I have a library, primarily built from this article.
which, from what I can tell, works very well. I set up a exhaustive test surrounding our implementation and found a case where there are 2 symbol errors (which from what I understood should be DETECTABLE) however it is not. From what I understand, a simple check to see if an un-correctable error occurred which passes the normal checks (i.e. the error locator is valid, find errors has a valid error count, polynomial degree is valid) is to recalculate the syndromes for the corrected message. If the syndromes are non zero then we still have an error.
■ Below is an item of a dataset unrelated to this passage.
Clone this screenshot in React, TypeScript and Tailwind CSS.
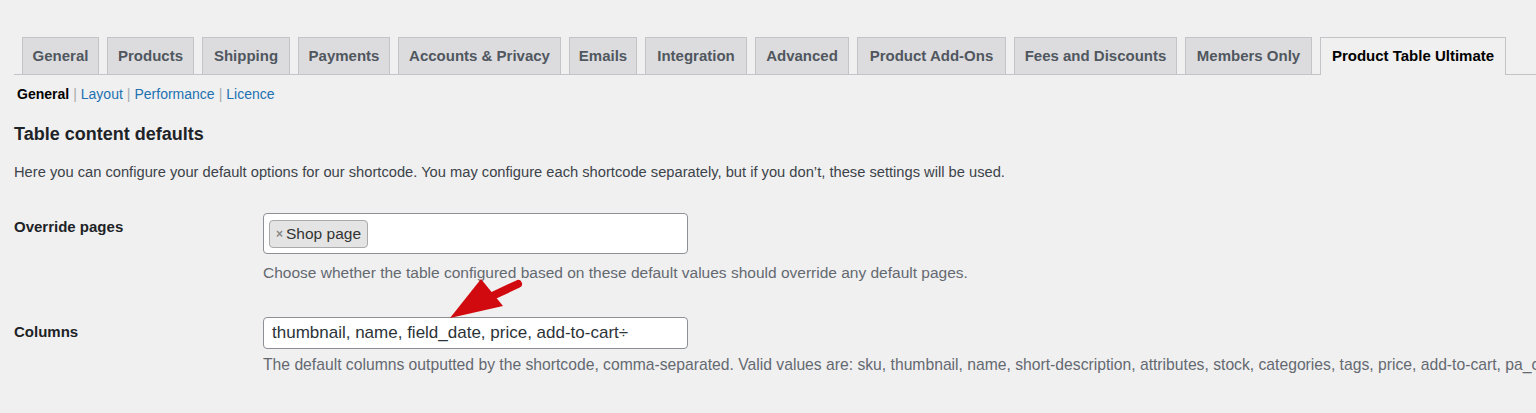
import React from "react";

const tabs: { label: string; cls: string }[] = [
  { label: "General", cls: "w-[77px]" },
  { label: "Products", cls: "w-[87px]" },
  { label: "Shipping", cls: "w-[88px]" },
  { label: "Payments", cls: "w-[92px]" },
  { label: "Accounts & Privacy", cls: "w-[163px]" },
  { label: "Emails", cls: "w-[68px]" },
  { label: "Integration", cls: "w-[102px]" },
  { label: "Advanced", cls: "w-[94px]" },
  { label: "Product Add-Ons", cls: "w-[149px]" },
  { label: "Fees and Discounts", cls: "w-[163px]" },
  { label: "Members Only", cls: "w-[127px]" },
];

export default function App() {
  return (
    <div className="relative w-[1536px] h-[413px] overflow-hidden bg-[#f0f0f0] text-[#1d2327] font-['Liberation_Sans',Arial,sans-serif]">
      {/* Tabs */}
      <div className="ml-[14px] pt-[37px] flex items-end gap-[8px] pl-[8px] border-b border-[#c3c4c7]">
        {tabs.map((t) => (
          <div
            key={t.label}
            className={`${t.cls} h-[37px] flex items-center justify-center border border-b-0 border-[#c3c4c7] bg-[#dcdcde] text-[#50575e] text-[15px] font-semibold whitespace-nowrap`}
          >
            {t.label}
          </div>
        ))}
        <div className="w-[186px] h-[38px] -mb-px flex items-center justify-center border border-b-0 border-[#c3c4c7] bg-[#f0f0f0] text-[#000] text-[15px] font-semibold whitespace-nowrap">
          Product Table Ultimate
        </div>
      </div>

      {/* Sub navigation */}
      <div className="ml-[17px] mt-[9px] h-[20px] flex items-center text-[14px] leading-[20px] whitespace-nowrap">
        <span className="font-semibold text-[#000]">General</span>
        <span className="mx-[4px] text-[#a7aaad]">|</span>
        <span className="text-[#2271b1]">Layout</span>
        <span className="mx-[4px] text-[#a7aaad]">|</span>
        <span className="text-[#2271b1]">Performance</span>
        <span className="mx-[4px] text-[#a7aaad]">|</span>
        <span className="text-[#2271b1]">Licence</span>
      </div>

      <h2 className="ml-[14px] mt-[18px] h-[24px] text-[18px] leading-[24px] font-semibold text-[#1d2327]">
        Table content defaults
      </h2>

      <p className="ml-[14px] mt-[16px] h-[20px] text-[14.7px] leading-[20px] text-[#3c434a] whitespace-nowrap">
        Here you can configure your default options for our shortcode. You may configure each shortcode separately, but if you don’t, these settings will be used.
      </p>

      {/* Override pages */}
      <div className="mt-[31px] ml-[14px] grid grid-cols-[249px_1fr]">
        <div className="pt-[4px] text-[15px] leading-[20px] font-semibold text-[#1d2327]">Override pages</div>
        <div>
          <div className="w-[425px] h-[41px] bg-white border border-[#8c8f94] rounded-[4px] flex items-center px-[5px]">
            <div className="h-[28px] px-[6px] flex items-center gap-[3px] bg-[#e4e4e4] border border-[#aaaaaa] rounded-[4px] text-[15.5px] text-[#333]">
              <span className="text-[12px] text-[#888] font-bold">×</span>
              <span>Shop page</span>
            </div>
          </div>
          <p className="mt-[9px] h-[20px] text-[15.5px] leading-[20px] text-[#646970] whitespace-nowrap">
            Choose whether the table configured based on these default values should override any default pages.
          </p>
        </div>
      </div>

      {/* Columns */}
      <div className="mt-[34px] ml-[14px] grid grid-cols-[249px_1fr]">
        <div className="pt-[5px] text-[15px] leading-[20px] font-semibold text-[#1d2327]">Columns</div>
        <div>
          <div className="w-[425px] h-[32px] bg-white border border-[#8c8f94] rounded-[4px] flex items-center px-[8px] text-[17px] text-[#2c3338] whitespace-nowrap">
            thumbnail, name, field_date, price, add-to-cart÷
          </div>
          <p className="mt-[6px] h-[20px] text-[15.7px] leading-[20px] text-[#646970] whitespace-nowrap">
            The default columns outputted by the shortcode, comma-separated. Valid values are: sku, thumbnail, name, short-description, attributes, stock, categories, tags, price, add-to-cart, pa_color
          </p>
        </div>
      </div>

      {/* Red arrow annotation */}
      <svg className="absolute left-0 top-0 pointer-events-none" width="1536" height="413" viewBox="0 0 1536 413">
        <line x1="518" y1="284" x2="488" y2="298" stroke="#d10a10" strokeWidth="8" strokeLinecap="round" />
        <polygon points="450,318 481,279 503,306" fill="#d10a10" />
      </svg>
    </div>
  );
}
However when I do this the syndromes are all 0, suggesting no error is found and that we have a collision between an error vector with 1 erroneous symbol, and an error vector with 2 erroneous symbols.
This is the test:
# Create Message
msg_in = [0x10,0x2f]
# Append RS FEC codes
msg_enc = rs_encode_msg(msg_in)
# Apply Error
errVec = [0,0x2b,0,0xea]
for i,err in enumerate(errVec):
msg[i] ^= err;
# Decode
# Syndromes
synd = rs_calc_syndromes(msg)
# Error Locator
err_loc = rs_find_error_locator(synd)
# Error Positions
pos = rs_find_errors(err_loc)
# Correct
msg = rs_correct_errata(msg, synd, pos, err_loc)
#Calculate syndromes again
newSynd = rs_calc_syndromes(msg)
Output:
Message
0x10 0x2f
Encoded Message
0x10 0x2f 0x1 0x3e
Encoded Message With Errors
0x10 0x4 0x1 0xd4
Syndromes
0xc1 0x46
Error Locator
0x8 0x1
Error Position
0x00 # The first position
Corrected Message
0xd1 0x4 0x1 0xd4
Recalculated Syndromes
0x0 0x0
If you are still reading, thank you. I know I have no provided the entire library, but I did provide the inputs, and outputs, and key variable values. What I want to know is if my understanding written above is wrong; that we can DETECT 2T symbol errors where 2T is the amount of added symbols. Because from this test case it seems there is a collision, I test this further by just calculating the syndromes across the following error vectors which further supports a collision and that Reed Solomon CANNOT NECESSARILY DETECT ALL errors up to 2T. Let me know if I am wrong.
error vector: 0xc1 0x0 0x0 0x0
yielding syndrome: 0xc1 0x46
and
error vector: 0x0 0x2b 0x0 0xea
yielding syndrome: 0xc1 0x46
Has a collision
With two parity symbols, the syndromes will only be unique for single symbol errors, which is why they can be used to correct single symbol errors. In the case of two symbol errors, the syndromes will be non-zero (one of them may be zero, but not both), but not always unique, for all combinations of two error locations and two error values (which is why two symbol errors can't be corrected if there are only two parity symbols).
With two parity symbols, the Hamming distance is 3 symbols. Every valid (zero syndromes == exact multiple of the generator polynomial) codeword differs by at least 3 symbols from every other valid code word, so no 2 symbol error case will appear to be a valid (zero syndrome) codeword.
It is possible for a 3 or more error case combination of error locations and values to produce syndromes == 0. The simplest example of this is to take a valid codeword (zero error message), and xor the 3 symbol generator polynomial anywhere within the message, which will be another valid codeword (an exact multiple of the generator polynomial).
In addition, there is a maximum length codeword. For BCH type Reed Solomon code, which is what you are using, for GF(2^n), it's (2^n)-1 symbols. If a message contains 2^n or more symbols (including the parity symbols), then a two error case with the same error value at message[i] and message[i + 2^n - 1] will produce syndromes of zero. For the original view type Reed Solomon code, the maximum length codeword is 2^n (one more symbol than BCH type), but it's rarely used since decoding operates on the entire message, while BCH decoding operates on syndromes.
Update - I forgot to mention that with two parity symbols, attempting to perform a one error correction on a two error message may end up causing a third error, which will result in a valid codeword (syndromes will be zero), but one that differs from the original codeword in three locations.
The probability of this happening is reduced if the codeword is shortened, as any calculated location that is not within range of the shortened codeword would be a detected error. If there are n symbols (including the parity symbols), then the probability of of a single error mis-correction based on the calculated location being within range is about n/255.
In this case, with a codeword size of 4 bytes, I found 3060 out of a possible 390150 two error cases that would create a valid code word by doing a single error correction that ends up creating a third error.